Einige Zeit zuvor sind bereits zwei Mädchen im selben Alter verschwunden und Tage später ermordet aufgefunden worden. Beide Fälle konnten nicht aufgeklärt werden. Hat derselbe Täter auch diesmal zugeschlagen? Tatsächlich wird Alicias Leiche gefunden, doch einige Details unterscheiden diesen Mord von den beiden anderen.

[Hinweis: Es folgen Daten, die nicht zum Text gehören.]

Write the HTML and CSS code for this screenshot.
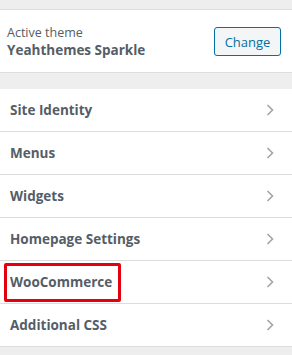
FILE: index.html
```html
<!DOCTYPE html>
<html lang="en">
<head>
  <meta charset="UTF-8" />
  <title>Customize</title>
  <link rel="stylesheet" href="styles.css">
</head>
<body>
  <div class="theme-panel">
    <div class="theme-info">
      <span class="theme-label">Active theme</span>
      <span class="theme-name">Yeahthemes Sparkle</span>
    </div>
    <button class="change-btn">Change</button>
  </div>

  <ul class="sections">
    <li class="section">
      <span class="section-title">Site Identity</span>
      <svg class="chevron" width="8" height="14" viewBox="0 0 8 14"><path d="M1.5 2 L6.5 7 L1.5 12" fill="none" stroke="#a0a5aa" stroke-width="1.6"/></svg>
    </li>
    <li class="section">
      <span class="section-title">Menus</span>
      <svg class="chevron" width="8" height="14" viewBox="0 0 8 14"><path d="M1.5 2 L6.5 7 L1.5 12" fill="none" stroke="#a0a5aa" stroke-width="1.6"/></svg>
    </li>
    <li class="section">
      <span class="section-title">Widgets</span>
      <svg class="chevron" width="8" height="14" viewBox="0 0 8 14"><path d="M1.5 2 L6.5 7 L1.5 12" fill="none" stroke="#a0a5aa" stroke-width="1.6"/></svg>
    </li>
    <li class="section">
      <span class="section-title">Homepage Settings</span>
      <svg class="chevron" width="8" height="14" viewBox="0 0 8 14"><path d="M1.5 2 L6.5 7 L1.5 12" fill="none" stroke="#a0a5aa" stroke-width="1.6"/></svg>
    </li>
    <li class="section">
      <span class="section-title highlight">WooCommerce</span>
      <svg class="chevron" width="8" height="14" viewBox="0 0 8 14"><path d="M1.5 2 L6.5 7 L1.5 12" fill="none" stroke="#a0a5aa" stroke-width="1.6"/></svg>
    </li>
    <li class="section">
      <span class="section-title">Additional CSS</span>
      <svg class="chevron" width="8" height="14" viewBox="0 0 8 14"><path d="M1.5 2 L6.5 7 L1.5 12" fill="none" stroke="#a0a5aa" stroke-width="1.6"/></svg>
    </li>
  </ul>
</body>
</html>
```

FILE: styles.css
```css
body {
  margin: 0;
  padding: 9px 0;
  font-family: "Open Sans", "Noto Sans", sans-serif;
  background-color: #eeeeee;
  color: #555d66;
}

.theme-panel {
  background-color: white;
  border-top: 1px solid #dddddd;
  border-bottom: 1px solid #dddddd;
  height: 64px;
  display: flex;
  align-items: center;
  justify-content: space-between;
  padding: 0 11px 0 7px;
  box-sizing: border-box;
}

.theme-info {
  display: flex;
  flex-direction: column;
}

.theme-label {
  font-size: 12.5px;
  line-height: 17px;
}

.theme-name {
  font-size: 13.5px;
  font-weight: bold;
  line-height: 18px;
}

.change-btn {
  font-family: inherit;
  font-size: 13px;
  color: #0071a1;
  background-color: #f3f5f6;
  border: 1px solid #0071a1;
  border-radius: 3px;
  width: 67px;
  height: 29px;
  padding: 0;
  margin-top: 1px;
}

.sections {
  list-style: none;
  margin: 16px 0 0;
  padding: 0;
  background-color: white;
}

.section {
  height: 43px;
  border-bottom: 1px solid #dddddd;
  box-sizing: border-box;
  display: flex;
  align-items: center;
  justify-content: space-between;
  padding: 0 18px 0 10px;
}

.section-title {
  font-size: 13.5px;
  font-weight: bold;
  color: #555d66;
}

.highlight {
  border: 3px solid #e3000f;
  border-radius: 2px;
  padding: 7px 6px 8px 3px;
  margin-left: -6px;
}

.chevron {
  display: block;
}
```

Schnell fällt der Verdacht auf Neal Hathorne, Axels Neffe und Wahlkampfchef. Doch der beteuert seine Unschuld. Da einige Indizien gegen ihn sprechen, wird er angeklagt und Jay beauftragt, Neal anwaltlich zu vertreten. Widerwillig übernimmt er das Mandat. Als sich diese Nachricht herumspricht, wird in Jays Kanzlei eingebrochen, er wird zusammengeschlagen und jemand durchwühlt seine Garage. Wer immer dahintersteckt, hat das Gegenteil dessen bewirkt, was er vermutlich wollte: Anstatt das Mandat niederzulegen, ist nun das Interesse des Anwalts geweckt. Er setzt mit seinem kleinen Helferkreis alles daran, den Mord an Alicia aufzuklären und herauszufinden, inwieweit die Politik hier ihre Finger im Spiel hat.

Lesen?

Pleasantville ist ein ungewöhnliches Buch, das viele verschiedene Themen miteinander verbindet. Zu sagen, es sei ein Krimi, wird ihm nicht gerecht. Attica Locke schafft es erneut, ihre Kritik an der US-amerikanischen Gesellschaft hinsichtlich des Umgangs mit der afroamerikanischen Bevölkerung einzubringen. Gleichzeitig beschreibt sie die Mechanismen, die seit Mitte der 1990-er Jahre dazu führen, dass die amerikanische Mittelschicht ausgehöhlt und das Wahlsystem und damit die Demokratie ad absurdum geführt werden. Das gelingt ihr mit diesem spannenden, aber nicht moralisierenden Buch.
Attica Locke gewann für Pleasantville 2016 den Harper Lee Prize for Legal Ficition.

Pleasantville ist 2022 im Polar Verlag erschienen und kostet als gebundene Ausgabe 26 Euro sowie als E-Book 21,99 Euro.